Since becoming a Christian, I have slide backwards occasionally. Temptation is very real and in times of weakness I had been drawn back to pornography like a magnet. This produced a lot of guilt in me. I kept it a secret from my wife and everyone, which had a negative effect on my relationships. It was fear and guilt that kept me silent. Eventually the burden became too great and I broke down and confessed to my wife. She forgave me, prayed with me and I found the forgiveness of God. Love, acceptance and forgiveness have allowed me to find freedom.

The End Bit

Addiction is a hard thing to break in any form, but it can be broken. There are certain things that need to happen so that the addict can stand a chance of finding a way through the maze of emotions and daily battles he/she faces.
From my own experience, admitting to myself I had the problem was the first big step I took. Secondly, I broke the barrier of the fear of telling others. Fear can control the mind if it is allowed to do so. This was definitely the hardest step to take. Once it was out in the open and into the light, the burden of fear and secrecy lifted. The fear, I remember, was that of being found out.

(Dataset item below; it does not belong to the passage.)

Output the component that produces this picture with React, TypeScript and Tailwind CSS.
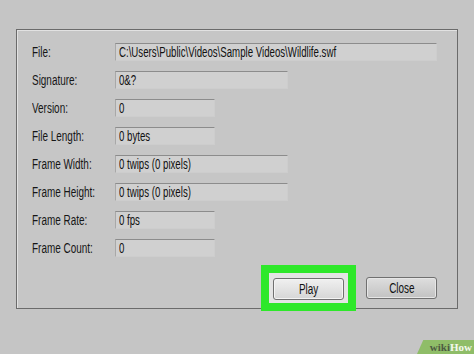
import React from "react";

const rows: { label: string; value: string; w: number }[] = [
  { label: "File:", value: "C:\\Users\\Public\\Videos\\Sample Videos\\Wildlife.swf", w: 322 },
  { label: "Signature:", value: "0&?", w: 173 },
  { label: "Version:", value: "0", w: 100 },
  { label: "File Length:", value: "0 bytes", w: 100 },
  { label: "Frame Width:", value: "0 twips (0 pixels)", w: 173 },
  { label: "Frame Height:", value: "0 twips (0 pixels)", w: 173 },
  { label: "Frame Rate:", value: "0 fps", w: 100 },
  { label: "Frame Count:", value: "0", w: 100 },
];

const font = { fontFamily: '"Liberation Sans", Arial, sans-serif' };

export default function App() {
  return (
    <div className="w-[474px] h-[354px] bg-[#c5c5c5] relative overflow-hidden pt-[29px] pl-[16px]" style={font}>
      <div className="w-[442px] h-[280px] border border-[#6b6b6b] shadow-[inset_1px_1px_0_#e2e2e2] bg-[#c6c6c6] flex flex-col pt-[13px] pl-[15px] pr-[20px]">
        <div className="flex flex-col gap-[10px]">
          {rows.map((r) => (
            <div key={r.label} className="flex items-center h-[18px]">
              <div className="w-[83px] text-[14px] text-[#161616] leading-none whitespace-nowrap">
                <span className="inline-block origin-left scale-x-[0.71]">{r.label}</span>
              </div>
              <div
                className="h-[18px] bg-[#d0d0d0] border-t border-l border-t-[#8c8c8c] border-l-[#a8a8a8] border-b border-r border-b-[#cdcdcd] border-r-[#cdcdcd] flex items-center pl-[3px] text-[14px] text-[#111] leading-none whitespace-nowrap overflow-hidden"
                style={{ width: r.w }}
              >
                <span className="inline-block origin-left scale-x-[0.69]">{r.value}</span>
              </div>
            </div>
          ))}
        </div>
        <div className="flex-1" />
        <div className="flex justify-end gap-[22px] pb-[9px]">
          <div className="relative w-[71px] h-[22px]">
            <div className="absolute left-[-12px] top-[-12px] w-[95px] h-[46px] border-[8px] border-[#2ee82a] bg-[#e4e4e4]" />
            <button className="relative w-[71px] h-[22px] rounded-[3px] border border-[#707070] bg-gradient-to-b from-[#f0f0f0] to-[#d6d6d6] text-[14px] text-[#111] leading-none shadow-[inset_0_0_0_1px_#f4f4f4]">
              <span className="inline-block scale-x-[0.71]">Play</span>
            </button>
          </div>
          <button className="w-[71px] h-[22px] rounded-[3px] border border-[#707070] bg-gradient-to-b from-[#dedede] to-[#c2c2c2] text-[14px] text-[#111] leading-none shadow-[inset_0_0_0_1px_#e6e6e6]">
            <span className="inline-block scale-x-[0.71]">Close</span>
          </button>
        </div>
      </div>
      <div className="absolute right-0 bottom-0 h-[14px] w-[57px] bg-[#8fbd68] [clip-path:polygon(11%_0,100%_0,100%_100%,0_100%)] flex items-center justify-end pr-[2px]">
        <span className="text-[11px] font-bold leading-none whitespace-nowrap" style={{ fontFamily: '"Liberation Serif", "DejaVu Serif", serif' }}>
          <span className="text-[#4d5a42]">wiki</span>
          <span className="text-[#f4f8ee]">How</span>
        </span>
      </div>
    </div>
  );
}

Once I told my wife, fear no longer had a hold on me.
Thirdly, I knew I needed to talk about it with somebody apart from my wife.
In a Christian context, I knew a dear couple of Christian friends who also happened to be counsellors. They were non-judgemental and were able to keep a confidence. This was extremely important to me when I was feeling so vulnerable.

As I mentioned earlier, the healing process has started and it continues. I am very aware that everyday I need to be careful about what I watch on T.V. or look at in the bookstore. There is an even more dangerous element for the porn addict these days. The Internet. Cyberporn they call it. Before I knew Jesus Christ, I had no control over my desires. This addiction to pornography controlled my life. Now I have a choice and I choose God's way. Through the relationship I have with him and because of his unconditional love for me I have freedom and a new life.